(Records excerpted from a collection)

· · · ·

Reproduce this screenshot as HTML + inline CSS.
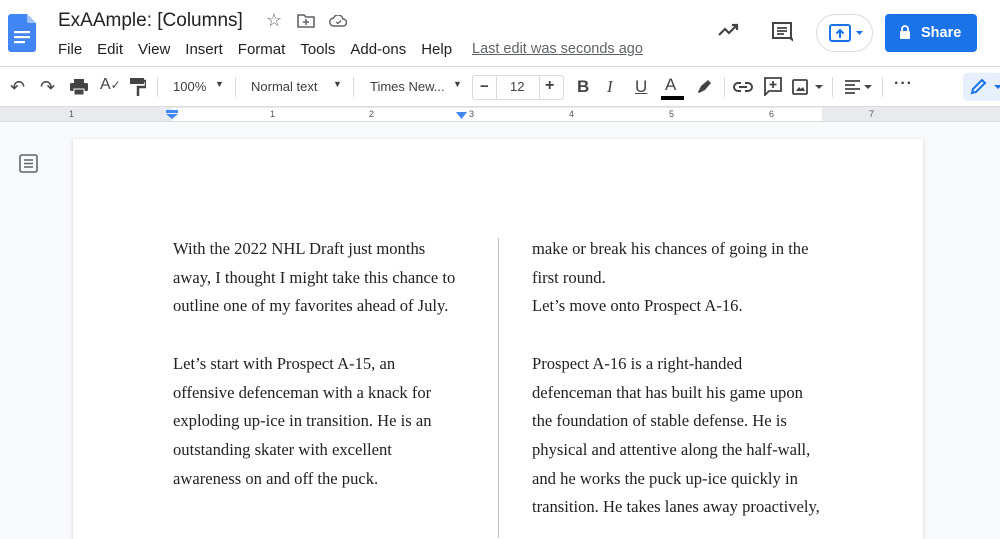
<!DOCTYPE html>
<html><head><style>
*{margin:0;padding:0;box-sizing:border-box}
body{width:1000px;height:525px;overflow:hidden;background:#f8f9fa;font-family:"Liberation Sans",Arial,sans-serif;position:relative;color:#3c4043}
.abs{position:absolute}
#top{left:0;top:0;width:1000px;height:66px;background:#fff}
#tb{left:0;top:66px;width:1000px;height:41px;background:#fff;border-top:1px solid #dadce0;border-bottom:1px solid #dadce0}
.menu span{margin-right:15px}
.ti{font-size:13px;color:#3c4043}
.sep{width:1px;height:20px;background:#dadce0;top:10px}
#ruler{left:0;top:107px;width:1000px;height:15px;background:#e8eaed;border-bottom:1px solid #dadce0}
#page{left:73px;top:139px;width:850px;height:400px;background:#fff;box-shadow:0 1px 3px rgba(60,64,67,.25)}
.col{font-family:"Liberation Serif","Times New Roman",serif;font-size:16.6px;line-height:28.7px;color:#222;width:340px;white-space:nowrap}
</style></head><body>
<div id="top" class="abs">
 <svg class="abs" style="left:8px;top:14px" width="28" height="38" viewBox="0 0 28 38"><path d="M3 0h16l9 9v26a3 3 0 0 1-3 3H3a3 3 0 0 1-3-3V3a3 3 0 0 1 3-3z" fill="#4285f4"/><path d="M19 0l9 9h-7a2 2 0 0 1-2-2z" fill="#a1c2fa"/><rect x="6" y="17" width="16" height="2.2" fill="#fff"/><rect x="6" y="22" width="16" height="2.2" fill="#fff"/><rect x="6" y="27" width="11" height="2.2" fill="#fff"/></svg>
 <div class="abs" style="left:58px;top:10px;font-size:19px;color:#202124">ExAAmple: [Columns]</div>
 <div class="abs" style="left:266px;top:10px;font-size:18px;color:#5f6368">☆</div>
 <svg class="abs" style="left:297px;top:14px" width="18" height="14" viewBox="0 0 18 14"><path d="M1 1h6l2 2h8v10H1z" fill="none" stroke="#5f6368" stroke-width="1.6"/><path d="M6 8h6M9 5v6" stroke="#5f6368" stroke-width="1.5"/></svg>
 <svg class="abs" style="left:329px;top:15px" width="18" height="12" viewBox="0 0 18 12"><path d="M5 11a4 4 0 0 1-.5-8A5 5 0 0 1 14 4a3.5 3.5 0 0 1 0 7z" fill="none" stroke="#5f6368" stroke-width="1.5"/><path d="M7 7l2 1.5 3-3" stroke="#5f6368" stroke-width="1.3" fill="none"/></svg>
 <div class="abs menu" style="left:58px;top:41px;font-size:15px;color:#202124"><span>File</span><span>Edit</span><span>View</span><span>Insert</span><span>Format</span><span>Tools</span><span>Add-ons</span><span>Help</span></div>
 <div class="abs" style="left:472px;top:41px;font-size:14.5px;color:#5f6368;text-decoration:underline">Last edit was seconds ago</div>
 <svg class="abs" style="left:718px;top:23px" width="22" height="14" viewBox="0 0 22 14"><path d="M1 12l6-6 4 4 8-8M14 2h5v5" fill="none" stroke="#444" stroke-width="2.2"/></svg>
 <svg class="abs" style="left:771px;top:21px" width="22" height="22" viewBox="0 0 22 22"><path d="M2 2h18v15l3 3-4-3H2z" fill="none" stroke="#444" stroke-width="2"/><path d="M6 7h10M6 10h10M6 13h7" stroke="#444" stroke-width="1.8"/></svg>
 <div class="abs" style="left:816px;top:14px;width:57px;height:38px;border:1px solid #dadce0;border-radius:19px"></div>
 <svg class="abs" style="left:829px;top:24px" width="36" height="18" viewBox="0 0 36 18"><rect x="1" y="1" width="20" height="16" rx="2" fill="none" stroke="#1a73e8" stroke-width="2"/><path d="M11 14V6M7.5 9.5L11 6l3.5 3.5" fill="none" stroke="#1a73e8" stroke-width="2"/><path d="M27 7l3.5 4L34 7z" fill="#1a73e8"/></svg>
 <div class="abs" style="left:885px;top:14px;width:92px;height:38px;background:#1a73e8;border-radius:4px;color:#fff;font-size:14.5px;font-weight:bold;line-height:38px;padding-left:36px">Share</div>
 <svg class="abs" style="left:899px;top:25px" width="12" height="14" viewBox="0 0 12 14"><path d="M3 6V4a3 3 0 0 1 6 0v2" fill="none" stroke="#fff" stroke-width="1.8"/><rect x="1" y="6" width="10" height="8" rx="1" fill="#fff"/></svg>
</div>
<div id="tb" class="abs">
 <div class="abs ti" style="left:10px;top:10px;font-size:18px;color:#444">↶</div>
 <div class="abs ti" style="left:40px;top:10px;font-size:18px;color:#444">↷</div>
 <svg class="abs" style="left:70px;top:12px" width="18" height="16" viewBox="0 0 18 16"><rect x="4" y="0" width="10" height="4" fill="#444"/><rect x="0" y="4" width="18" height="8" rx="1.5" fill="#444"/><rect x="4" y="10" width="10" height="6" fill="#444" stroke="#fff" stroke-width="1"/></svg>
 <div class="abs ti" style="left:100px;top:9px;font-size:16px;color:#444">A<span style="font-size:12px">✓</span></div>
 <svg class="abs" style="left:130px;top:11px" width="16" height="18" viewBox="0 0 16 18"><rect x="0" y="0" width="14" height="6" fill="#444"/><path d="M14 3h2v6H8v9" fill="none" stroke="#444" stroke-width="2.5"/></svg>
 <div class="abs sep" style="left:157px"></div>
 <div class="abs ti" style="left:173px;top:12px">100%</div><div class="abs ti" style="left:215px;top:12px;font-size:9px">▼</div>
 <div class="abs sep" style="left:235px"></div>
 <div class="abs ti" style="left:251px;top:12px">Normal text</div><div class="abs ti" style="left:333px;top:12px;font-size:9px">▼</div>
 <div class="abs sep" style="left:353px"></div>
 <div class="abs ti" style="left:370px;top:12px">Times New...</div><div class="abs ti" style="left:453px;top:12px;font-size:9px">▼</div>
 <div class="abs" style="left:472px;top:8px;width:92px;height:25px;border:1px solid #dadce0;border-radius:3px"></div>
 <div class="abs" style="left:496px;top:8px;width:44px;height:25px;border-left:1px solid #dadce0;border-right:1px solid #dadce0"></div>
 <div class="abs ti" style="left:480px;top:11px;font-size:15px;font-weight:bold">−</div>
 <div class="abs ti" style="left:510px;top:12px">12</div>
 <div class="abs ti" style="left:545px;top:10px;font-size:16px;font-weight:bold">+</div>
 <div class="abs" style="left:577px;top:10px;font-size:17px;font-weight:bold;color:#444">B</div>
 <div class="abs" style="left:607px;top:10px;font-size:17px;font-style:italic;font-family:'Liberation Serif';color:#444">I</div>
 <div class="abs" style="left:635px;top:10px;font-size:17px;text-decoration:underline;color:#444">U</div>
 <div class="abs" style="left:665px;top:8px;font-size:17px;color:#444">A</div>
 <div class="abs" style="left:661px;top:29px;width:23px;height:4px;background:#000"></div>
 <svg class="abs" style="left:695px;top:12px" width="18" height="16" viewBox="0 0 18 16"><path d="M3 13l3-6 7-6 3 3-6 7-6 3z" fill="#444"/></svg>
 <div class="abs sep" style="left:724px"></div>
 <svg class="abs" style="left:733px;top:14px" width="20" height="12" viewBox="0 0 20 12"><path d="M8 2H5a4 4 0 0 0 0 8h3M12 2h3a4 4 0 0 1 0 8h-3M6 6h8" fill="none" stroke="#444" stroke-width="2"/></svg>
 <svg class="abs" style="left:764px;top:10px" width="18" height="19" viewBox="0 0 18 19"><path d="M1 1h16v13H5l-4 4z" fill="none" stroke="#444" stroke-width="1.8"/><path d="M9 4v7M5.5 7.5h7" stroke="#444" stroke-width="1.8"/></svg>
 <svg class="abs" style="left:792px;top:12px" width="34" height="16" viewBox="0 0 34 16"><rect x="1" y="1" width="14" height="14" rx="1" fill="none" stroke="#444" stroke-width="1.8"/><path d="M4 12l3-4 2 2 2-2 2 4z" fill="#444"/><path d="M23 6l4 4 4-4z" fill="#444"/></svg>
 <div class="abs sep" style="left:832px"></div>
 <svg class="abs" style="left:845px;top:12px" width="30" height="16" viewBox="0 0 30 16"><path d="M0 2h15M0 6h10M0 10h15M0 14h10" stroke="#444" stroke-width="1.8"/><path d="M19 6l4 4 4-4z" fill="#444"/></svg>
 <div class="abs sep" style="left:882px"></div>
 <div class="abs ti" style="left:894px;top:8px;font-size:16px;font-weight:bold;letter-spacing:1px">···</div>
 <div class="abs" style="left:963px;top:6px;width:40px;height:28px;background:#e8f0fe;border-radius:4px"></div>
 <svg class="abs" style="left:970px;top:12px" width="30" height="16" viewBox="0 0 30 16"><path d="M2 14l1-4 9-9 3 3-9 9z" fill="none" stroke="#1a73e8" stroke-width="2"/><path d="M24 6l4 4 4-4z" fill="#1a73e8"/></svg>
</div>
<div id="ruler" class="abs">
 <div class="abs" style="left:172px;top:1px;width:650px;height:13px;background:#fff"></div>
 <div class="abs" style="left:0;top:0;width:1000px;font-size:9px;color:#555;line-height:15px">
  <span class="abs" style="left:69px">1</span><span class="abs" style="left:270px">1</span><span class="abs" style="left:369px">2</span><span class="abs" style="left:469px">3</span><span class="abs" style="left:569px">4</span><span class="abs" style="left:669px">5</span><span class="abs" style="left:769px">6</span><span class="abs" style="left:869px">7</span>
 </div>
 <svg class="abs" style="left:166px;top:3px" width="12" height="9"><rect x="0" y="0" width="12" height="3" fill="#4285f4"/><path d="M0 4h12l-6 5z" fill="#4285f4"/></svg>
 <svg class="abs" style="left:456px;top:5px" width="11" height="7"><path d="M0 0h11l-5.5 7z" fill="#4285f4"/></svg>
</div>
<svg class="abs" style="left:19px;top:154px" width="19" height="19" viewBox="0 0 19 19"><rect x="1" y="1" width="17" height="17" rx="2" fill="none" stroke="#5f6368" stroke-width="1.6"/><path d="M5 6h9M5 9.5h9M5 13h9" stroke="#5f6368" stroke-width="1.5"/></svg>
<div id="page" class="abs">
 <div class="abs" style="left:425px;top:99px;width:1px;height:300px;background:#c0c0c0"></div>
 <div class="abs col" style="left:100px;top:96px">With the 2022 NHL Draft just months<br>away, I thought I might take this chance to<br>outline one of my favorites ahead of July.<br><br>Let’s start with Prospect A-15, an<br>offensive defenceman with a knack for<br>exploding up-ice in transition. He is an<br>outstanding skater with excellent<br>awareness on and off the puck.</div>
 <div class="abs col" style="left:459px;top:96px">make or break his chances of going in the<br>first round.<br>Let’s move onto Prospect A-16.<br><br>Prospect A-16 is a right-handed<br>defenceman that has built his game upon<br>the foundation of stable defense. He is<br>physical and attentive along the half-wall,<br>and he works the puck up-ice quickly in<br>transition. He takes lanes away proactively,</div>
</div>
</body></html>
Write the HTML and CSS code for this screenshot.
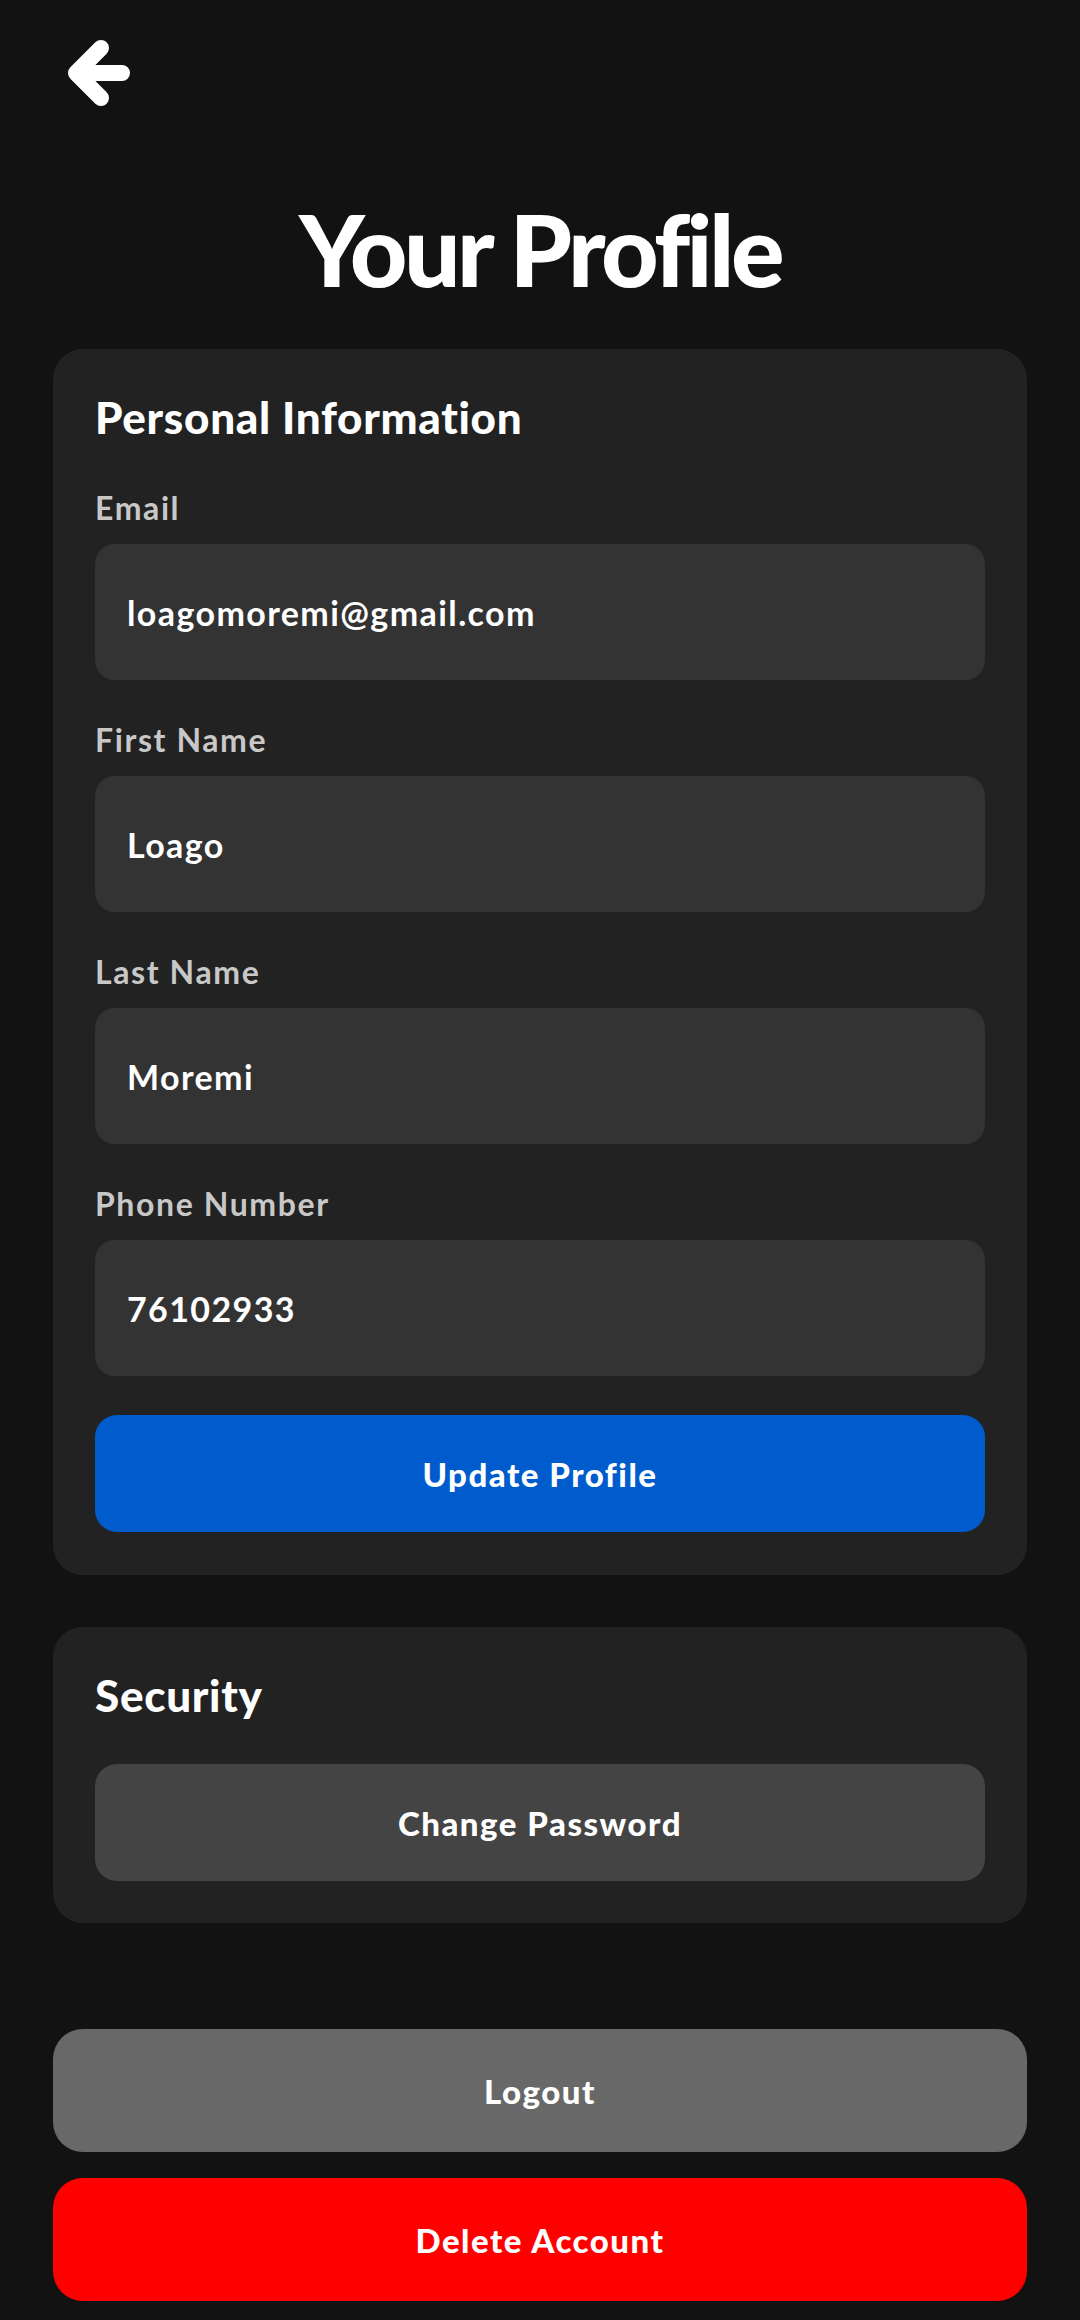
FILE: index.html
```html
<!DOCTYPE html>
<html lang="en">
<head>
<meta charset="utf-8">
<title>Your Profile</title>
<link rel="stylesheet" href="styles.css">
</head>
<body>
<div class="page">
  <div class="topbar">
    <svg class="back" width="75" height="77" viewBox="0 0 75 77" aria-label="Back">
      <path d="M16 38 H62 M41 13 L16 38 L41 63" fill="none" stroke="#ffffff" stroke-width="16" stroke-linecap="round" stroke-linejoin="round"/>
    </svg>
  </div>
  <h1 class="title">Your Profile</h1>

  <section class="card">
    <h2 class="card-title">Personal Information</h2>
    <div class="field">
      <label class="label">Email</label>
      <input class="input" type="text" value="loagomoremi@gmail.com">
    </div>
    <div class="field">
      <label class="label">First Name</label>
      <input class="input" type="text" value="Loago">
    </div>
    <div class="field">
      <label class="label">Last Name</label>
      <input class="input" type="text" value="Moremi">
    </div>
    <div class="field">
      <label class="label">Phone Number</label>
      <input class="input" type="text" value="76102933">
    </div>
    <button class="btn btn-primary">Update Profile</button>
  </section>

  <section class="card card-security">
    <h2 class="card-title">Security</h2>
    <button class="btn btn-secondary">Change Password</button>
  </section>

  <div class="actions">
    <button class="btn btn-big btn-logout">Logout</button>
    <button class="btn btn-big btn-delete">Delete Account</button>
  </div>
</div>
</body>
</html>
```
FILE: styles.css
```css
* { box-sizing: border-box; }
html, body {
  margin: 0;
  padding: 0;
  background: #121212;
}
body {
  font-family: Lato, "Noto Sans", "Liberation Sans", sans-serif;
  color: #ffffff;
}
.page {
  min-height: 2320px;
  padding: 0 53px;
}
.topbar {
  padding-top: 35px;
  padding-left: 7px;
  height: 112px;
}
.back { display: block; }
.title {
  margin: 86px 0 51px;
  font-size: 100px;
  line-height: 100px;
  font-weight: 900;
  letter-spacing: -3.5px;
  text-align: center;
}
.card {
  background: #222222;
  border-radius: 30px;
  padding: 42px 42px 43px;
}
.card-title {
  margin: 0 0 45px;
  font-size: 44px;
  line-height: 52px;
  font-weight: 900;
  letter-spacing: 0.7px;
}
.field {
  display: flex;
  flex-direction: column;
  margin-bottom: 40px;
}
.field:nth-last-of-type(1) { margin-bottom: 0; }
.label {
  font-size: 32px;
  line-height: 40px;
  font-weight: 700;
  color: #c8c8c8;
  letter-spacing: 1.6px;
  margin-bottom: 16px;
}
.input {
  height: 136px;
  width: 100%;
  border: none;
  outline: none;
  border-radius: 20px;
  background: #333333;
  color: #ffffff;
  font: inherit;
  font-size: 34px;
  font-weight: 700;
  letter-spacing: 1.4px;
  padding: 0 32px;
}
.btn {
  display: block;
  width: 100%;
  border: none;
  color: #ffffff;
  font-family: inherit;
  font-size: 33px;
  font-weight: 900;
  letter-spacing: 1.5px;
  text-align: center;
  cursor: pointer;
}
.btn-primary {
  margin-top: 39px;
  height: 117px;
  border-radius: 22px;
  background: #005bcc;
}
.card-security {
  margin-top: 52px;
  padding-bottom: 42px;
}
.card-security .card-title { margin-bottom: 43px; }
.btn-secondary {
  height: 117px;
  border-radius: 22px;
  background: #444444;
}
.actions {
  margin-top: 106px;
  display: flex;
  flex-direction: column;
  gap: 26px;
}
.btn-big {
  height: 123px;
  border-radius: 30px;
}
.btn-logout { background: #686868; }
.btn-delete { background: #ff0000; }
```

· · · ·

## Challenge
Pull every line holding "this" out of the records.

## Expected output
Reproduce this screenshot as HTML + inline CSS.
 <div class="abs col" style="left:100px;top:96px">With the 2022 NHL Draft just months<br>away, I thought I might take this chance to<br>outline one of my favorites ahead of July.<br><br>Let’s start with Prospect A-15, an<br>offensive defenceman with a knack for<br>exploding up-ice in transition. He is an<br>outstanding skater with excellent<br>awareness on and off the puck.</div>
Write the HTML and CSS code for this screenshot.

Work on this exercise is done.